Cool to see thanks for posting.


----------



## Paddle_like_Hell (Nov 2, 2010)

peterholcombe said:


> Does it ever have enough water to really run it.
> 
> 
> > Yes.


----------



## yetigonecrazy (May 23, 2005)

:shock:


----------



## peterholcombe (Mar 8, 2006)

Paddle_like_Hell said:


> peterholcombe said:
> 
> 
> > Does it ever have enough water to really run it.
> ...


----------



## tanderson (Mar 26, 2010)

As a newbie to river rights, I understand that all navigatable rivers are legal to float. As long as one stays below the average water line, then its not trespassing? What about trips like the Grand Canyon? If Congress deems that all navigatable rivers are legal to travel, then how can the NPS say "no" to my permit application each and every year? According to Congress, I can put my boat in the water and float down as long as I "put in" "take out" and stay off land that is private. What about poaching the Grand and sleeping on the boat, would this be legal? 

Weird questions and statements to cure a little early winter boredom.

-tda


----------



## BrianK (Feb 3, 2005)

At the risk of oversimplifying this - the answer to your question is no. There are 4 navigability standards which each have different consequences. You are referring to navigability for title purposes. If a river is navigable for title - which means, more or less, that the river could have supported commerce about a hundred years ago - then the land up to the normal high water line is held in the public trust.
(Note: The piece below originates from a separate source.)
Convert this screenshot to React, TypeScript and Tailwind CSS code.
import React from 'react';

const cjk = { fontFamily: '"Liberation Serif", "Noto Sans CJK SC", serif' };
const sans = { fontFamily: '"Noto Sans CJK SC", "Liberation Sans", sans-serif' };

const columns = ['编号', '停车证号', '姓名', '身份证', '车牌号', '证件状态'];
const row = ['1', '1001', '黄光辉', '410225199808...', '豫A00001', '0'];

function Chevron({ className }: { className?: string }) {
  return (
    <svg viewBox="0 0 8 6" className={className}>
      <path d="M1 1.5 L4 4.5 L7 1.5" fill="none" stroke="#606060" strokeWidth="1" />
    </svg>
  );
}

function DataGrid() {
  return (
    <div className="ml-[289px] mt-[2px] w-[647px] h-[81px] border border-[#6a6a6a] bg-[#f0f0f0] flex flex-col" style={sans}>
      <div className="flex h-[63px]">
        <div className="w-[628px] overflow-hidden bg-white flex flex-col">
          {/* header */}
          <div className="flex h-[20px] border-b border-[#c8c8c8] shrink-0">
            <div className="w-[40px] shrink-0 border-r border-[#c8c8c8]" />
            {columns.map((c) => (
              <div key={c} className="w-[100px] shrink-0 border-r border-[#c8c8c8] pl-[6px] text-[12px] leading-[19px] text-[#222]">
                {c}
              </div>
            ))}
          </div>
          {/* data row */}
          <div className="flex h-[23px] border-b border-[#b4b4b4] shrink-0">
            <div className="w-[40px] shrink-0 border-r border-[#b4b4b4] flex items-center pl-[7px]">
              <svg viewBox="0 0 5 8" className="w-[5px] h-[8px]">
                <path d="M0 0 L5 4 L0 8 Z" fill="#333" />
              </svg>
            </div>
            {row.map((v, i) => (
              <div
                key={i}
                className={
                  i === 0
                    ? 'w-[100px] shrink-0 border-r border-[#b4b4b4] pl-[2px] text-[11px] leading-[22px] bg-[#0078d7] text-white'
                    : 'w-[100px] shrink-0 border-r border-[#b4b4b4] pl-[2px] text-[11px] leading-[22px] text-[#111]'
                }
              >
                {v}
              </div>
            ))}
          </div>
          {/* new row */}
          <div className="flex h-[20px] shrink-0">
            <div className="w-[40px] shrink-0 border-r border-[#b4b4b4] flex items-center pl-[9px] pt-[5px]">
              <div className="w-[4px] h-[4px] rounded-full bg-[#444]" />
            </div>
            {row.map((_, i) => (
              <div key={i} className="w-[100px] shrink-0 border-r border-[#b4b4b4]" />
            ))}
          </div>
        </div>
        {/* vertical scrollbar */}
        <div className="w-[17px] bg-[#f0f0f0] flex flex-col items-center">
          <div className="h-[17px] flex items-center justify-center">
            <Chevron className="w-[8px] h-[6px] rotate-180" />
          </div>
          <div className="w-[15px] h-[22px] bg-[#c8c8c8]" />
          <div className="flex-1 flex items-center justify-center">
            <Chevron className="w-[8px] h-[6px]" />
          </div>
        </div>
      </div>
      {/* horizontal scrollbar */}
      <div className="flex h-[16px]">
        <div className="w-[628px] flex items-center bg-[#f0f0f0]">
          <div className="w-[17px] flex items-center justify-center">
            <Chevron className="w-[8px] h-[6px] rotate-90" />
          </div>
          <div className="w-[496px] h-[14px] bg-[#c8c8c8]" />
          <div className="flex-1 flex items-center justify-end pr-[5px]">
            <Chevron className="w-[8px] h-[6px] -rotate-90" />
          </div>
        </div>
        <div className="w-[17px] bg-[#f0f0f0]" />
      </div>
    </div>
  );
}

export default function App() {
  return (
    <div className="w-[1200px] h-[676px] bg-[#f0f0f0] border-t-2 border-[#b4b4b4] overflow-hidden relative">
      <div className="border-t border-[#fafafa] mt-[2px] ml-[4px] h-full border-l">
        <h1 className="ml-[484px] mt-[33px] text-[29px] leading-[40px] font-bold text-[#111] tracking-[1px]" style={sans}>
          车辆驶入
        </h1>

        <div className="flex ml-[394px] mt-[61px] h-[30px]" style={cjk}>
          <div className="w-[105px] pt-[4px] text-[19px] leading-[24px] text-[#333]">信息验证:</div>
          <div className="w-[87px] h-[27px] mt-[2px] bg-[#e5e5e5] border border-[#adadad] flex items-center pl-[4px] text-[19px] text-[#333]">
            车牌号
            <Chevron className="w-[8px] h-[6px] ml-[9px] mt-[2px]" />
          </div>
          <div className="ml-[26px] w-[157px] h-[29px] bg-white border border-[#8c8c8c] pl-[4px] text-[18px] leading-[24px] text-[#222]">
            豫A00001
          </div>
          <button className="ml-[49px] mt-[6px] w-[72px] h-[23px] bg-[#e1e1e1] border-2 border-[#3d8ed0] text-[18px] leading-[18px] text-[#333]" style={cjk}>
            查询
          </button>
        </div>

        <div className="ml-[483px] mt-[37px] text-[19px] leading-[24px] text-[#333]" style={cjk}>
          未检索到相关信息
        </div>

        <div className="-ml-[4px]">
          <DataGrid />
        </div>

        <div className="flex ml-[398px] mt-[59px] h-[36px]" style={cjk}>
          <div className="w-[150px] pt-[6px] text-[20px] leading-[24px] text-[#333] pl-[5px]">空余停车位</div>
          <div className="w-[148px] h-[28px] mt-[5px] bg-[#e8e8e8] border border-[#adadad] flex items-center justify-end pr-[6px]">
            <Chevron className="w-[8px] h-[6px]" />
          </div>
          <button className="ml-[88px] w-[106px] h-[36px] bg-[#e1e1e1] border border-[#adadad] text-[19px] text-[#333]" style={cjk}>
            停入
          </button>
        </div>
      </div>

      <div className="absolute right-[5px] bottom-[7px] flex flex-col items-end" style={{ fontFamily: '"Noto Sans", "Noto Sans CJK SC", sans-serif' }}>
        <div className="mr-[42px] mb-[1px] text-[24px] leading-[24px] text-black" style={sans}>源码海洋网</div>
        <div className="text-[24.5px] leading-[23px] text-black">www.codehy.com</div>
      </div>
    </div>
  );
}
So, even if you own the land on each side of the river, title to the river bed is owned in public trust by people of the United States collectively. (This standard is not really clear, and there are weird applications of it all over. Apparently, there are no navigable waters in the entire state of Colorado under this test.)
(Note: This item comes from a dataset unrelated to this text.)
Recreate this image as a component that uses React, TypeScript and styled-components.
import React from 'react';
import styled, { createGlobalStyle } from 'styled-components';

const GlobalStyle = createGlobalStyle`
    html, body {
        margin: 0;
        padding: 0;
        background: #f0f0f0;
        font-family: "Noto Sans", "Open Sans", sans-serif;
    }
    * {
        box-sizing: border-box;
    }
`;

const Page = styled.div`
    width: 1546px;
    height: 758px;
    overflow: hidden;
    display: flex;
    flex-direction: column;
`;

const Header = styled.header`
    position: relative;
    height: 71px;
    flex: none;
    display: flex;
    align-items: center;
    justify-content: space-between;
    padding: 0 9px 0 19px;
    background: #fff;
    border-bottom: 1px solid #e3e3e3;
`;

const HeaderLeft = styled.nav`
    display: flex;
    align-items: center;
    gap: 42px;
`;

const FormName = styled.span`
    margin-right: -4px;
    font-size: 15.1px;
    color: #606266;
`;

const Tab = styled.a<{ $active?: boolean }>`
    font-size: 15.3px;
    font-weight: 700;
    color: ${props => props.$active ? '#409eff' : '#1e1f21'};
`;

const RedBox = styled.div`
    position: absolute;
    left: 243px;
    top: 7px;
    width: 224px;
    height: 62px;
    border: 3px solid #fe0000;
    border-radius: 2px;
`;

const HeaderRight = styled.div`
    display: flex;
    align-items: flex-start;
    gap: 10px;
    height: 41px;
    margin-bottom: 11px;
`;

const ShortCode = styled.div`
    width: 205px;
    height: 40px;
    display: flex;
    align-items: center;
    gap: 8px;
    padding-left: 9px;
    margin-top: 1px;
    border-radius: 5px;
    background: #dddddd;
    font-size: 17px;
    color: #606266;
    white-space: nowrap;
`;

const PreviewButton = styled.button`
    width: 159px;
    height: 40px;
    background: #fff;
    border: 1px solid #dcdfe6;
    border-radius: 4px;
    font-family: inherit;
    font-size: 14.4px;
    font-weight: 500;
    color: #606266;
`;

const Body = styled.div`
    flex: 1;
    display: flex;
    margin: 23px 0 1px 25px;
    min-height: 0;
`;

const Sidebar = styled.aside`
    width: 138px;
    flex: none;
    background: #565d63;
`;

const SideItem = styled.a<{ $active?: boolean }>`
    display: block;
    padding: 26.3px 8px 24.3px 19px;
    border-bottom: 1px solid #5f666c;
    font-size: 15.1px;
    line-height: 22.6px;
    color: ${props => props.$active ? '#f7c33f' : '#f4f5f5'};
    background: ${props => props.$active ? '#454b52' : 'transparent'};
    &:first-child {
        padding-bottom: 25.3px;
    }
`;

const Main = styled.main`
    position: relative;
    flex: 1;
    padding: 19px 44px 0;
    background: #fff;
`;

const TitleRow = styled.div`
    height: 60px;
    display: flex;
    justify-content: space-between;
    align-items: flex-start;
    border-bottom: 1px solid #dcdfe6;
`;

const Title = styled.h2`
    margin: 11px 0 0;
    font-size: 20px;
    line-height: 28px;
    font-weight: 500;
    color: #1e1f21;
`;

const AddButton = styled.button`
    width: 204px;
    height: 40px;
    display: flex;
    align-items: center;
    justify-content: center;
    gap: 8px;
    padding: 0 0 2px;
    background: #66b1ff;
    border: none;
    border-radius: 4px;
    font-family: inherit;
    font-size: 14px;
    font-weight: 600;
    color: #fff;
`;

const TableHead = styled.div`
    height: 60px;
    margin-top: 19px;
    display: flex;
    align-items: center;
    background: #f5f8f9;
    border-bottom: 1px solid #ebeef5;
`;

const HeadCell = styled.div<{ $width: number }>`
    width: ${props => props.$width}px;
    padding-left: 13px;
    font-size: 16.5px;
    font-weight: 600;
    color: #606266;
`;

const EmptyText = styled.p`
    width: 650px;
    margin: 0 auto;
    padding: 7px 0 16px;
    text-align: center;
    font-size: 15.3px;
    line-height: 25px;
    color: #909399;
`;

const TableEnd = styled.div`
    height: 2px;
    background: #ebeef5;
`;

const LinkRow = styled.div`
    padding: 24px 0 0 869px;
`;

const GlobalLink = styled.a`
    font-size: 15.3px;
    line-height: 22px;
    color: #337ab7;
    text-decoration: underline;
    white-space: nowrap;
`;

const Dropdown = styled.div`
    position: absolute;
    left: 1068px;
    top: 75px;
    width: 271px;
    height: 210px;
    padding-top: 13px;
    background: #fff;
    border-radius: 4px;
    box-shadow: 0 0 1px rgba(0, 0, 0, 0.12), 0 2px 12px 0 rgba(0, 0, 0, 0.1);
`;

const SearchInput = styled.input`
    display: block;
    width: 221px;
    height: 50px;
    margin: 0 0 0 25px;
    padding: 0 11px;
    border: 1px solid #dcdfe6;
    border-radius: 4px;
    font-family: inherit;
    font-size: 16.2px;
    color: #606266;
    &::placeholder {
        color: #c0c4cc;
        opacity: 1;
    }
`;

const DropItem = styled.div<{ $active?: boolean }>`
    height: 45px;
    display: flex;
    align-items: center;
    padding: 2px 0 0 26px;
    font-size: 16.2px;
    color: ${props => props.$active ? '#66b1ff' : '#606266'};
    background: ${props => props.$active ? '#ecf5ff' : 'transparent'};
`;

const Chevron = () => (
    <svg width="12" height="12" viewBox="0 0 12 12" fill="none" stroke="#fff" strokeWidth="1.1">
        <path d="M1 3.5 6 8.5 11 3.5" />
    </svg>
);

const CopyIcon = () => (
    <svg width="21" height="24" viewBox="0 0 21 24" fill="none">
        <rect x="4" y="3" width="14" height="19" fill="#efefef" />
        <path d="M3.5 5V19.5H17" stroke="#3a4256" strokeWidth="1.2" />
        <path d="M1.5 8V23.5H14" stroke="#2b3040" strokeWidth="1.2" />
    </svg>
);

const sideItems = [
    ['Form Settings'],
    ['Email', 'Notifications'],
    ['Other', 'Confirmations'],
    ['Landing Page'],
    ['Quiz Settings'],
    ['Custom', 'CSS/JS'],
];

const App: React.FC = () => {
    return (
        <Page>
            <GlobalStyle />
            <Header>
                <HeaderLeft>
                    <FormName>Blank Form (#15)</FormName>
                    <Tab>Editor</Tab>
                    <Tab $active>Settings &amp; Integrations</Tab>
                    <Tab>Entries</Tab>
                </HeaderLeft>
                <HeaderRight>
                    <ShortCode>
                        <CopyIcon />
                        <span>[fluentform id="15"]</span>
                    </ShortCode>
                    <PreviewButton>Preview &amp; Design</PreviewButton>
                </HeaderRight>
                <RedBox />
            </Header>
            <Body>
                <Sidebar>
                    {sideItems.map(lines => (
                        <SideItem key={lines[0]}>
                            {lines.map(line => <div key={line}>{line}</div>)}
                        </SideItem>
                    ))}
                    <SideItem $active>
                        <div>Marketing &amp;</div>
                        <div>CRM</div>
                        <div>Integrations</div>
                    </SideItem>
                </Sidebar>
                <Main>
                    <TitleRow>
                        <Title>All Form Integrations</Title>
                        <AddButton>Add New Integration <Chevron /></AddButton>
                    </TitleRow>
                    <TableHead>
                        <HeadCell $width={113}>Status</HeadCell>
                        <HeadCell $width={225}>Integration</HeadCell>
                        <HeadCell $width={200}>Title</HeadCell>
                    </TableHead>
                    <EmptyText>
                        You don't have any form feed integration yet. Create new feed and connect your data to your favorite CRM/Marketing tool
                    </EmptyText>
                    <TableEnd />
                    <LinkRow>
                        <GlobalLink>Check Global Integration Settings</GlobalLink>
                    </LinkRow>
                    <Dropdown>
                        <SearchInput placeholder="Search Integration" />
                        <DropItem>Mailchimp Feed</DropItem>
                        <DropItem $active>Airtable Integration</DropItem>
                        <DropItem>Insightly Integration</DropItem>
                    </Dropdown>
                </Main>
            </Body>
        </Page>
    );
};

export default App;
BUT... just because you are part of the group that owns the land doesn't mean you can do whatever you want on it. Think of it like public lands - forest service, BLM, national parks etc. Each are technically owned by the people of the US, but just because you are a citizen doesn't mean you have free reign to do whatever you want in forrest service land. The government decides the best use of the land and imposes the rules that everyone must follow. So just as the government can decide whether or not you can use a dirt bike on a forest service trail, they can also decide to implement river permits for the preservation of certain rivers. 

The navigability rules only stop a private land owner from claiming trespass, they don't stop the Gov't from regulating the river in anyway they want. 

That said, I'm not sure if anyone has ever tried this argument. So you can try to convince a judge to listen to you - it might work. Crazier legal decisions happen all the time. Also a lot of permitted/illegal rivers get poached every year. Remember, you only have to make the argument if you get caught.


----------



## stuntmansteve (Apr 28, 2008)

tango said:


> i wasn't thinking so much about private property complications... those situations can be dealt with, or depending on one's willingness to test the law, ignored.
> 
> what rivers are forbidden? either institutionally like yellowstone, or because the river is sacred, in the same sense that mount kailash cannot be climbed.
> 
> tribal lands come to mind, for example, cibecue creek in AZ.


Agree that Cibecue Ck would be off limits, but it generally doesn't have boatable flows most of the time so who cares. The Upper Salt is another matter though.....


----------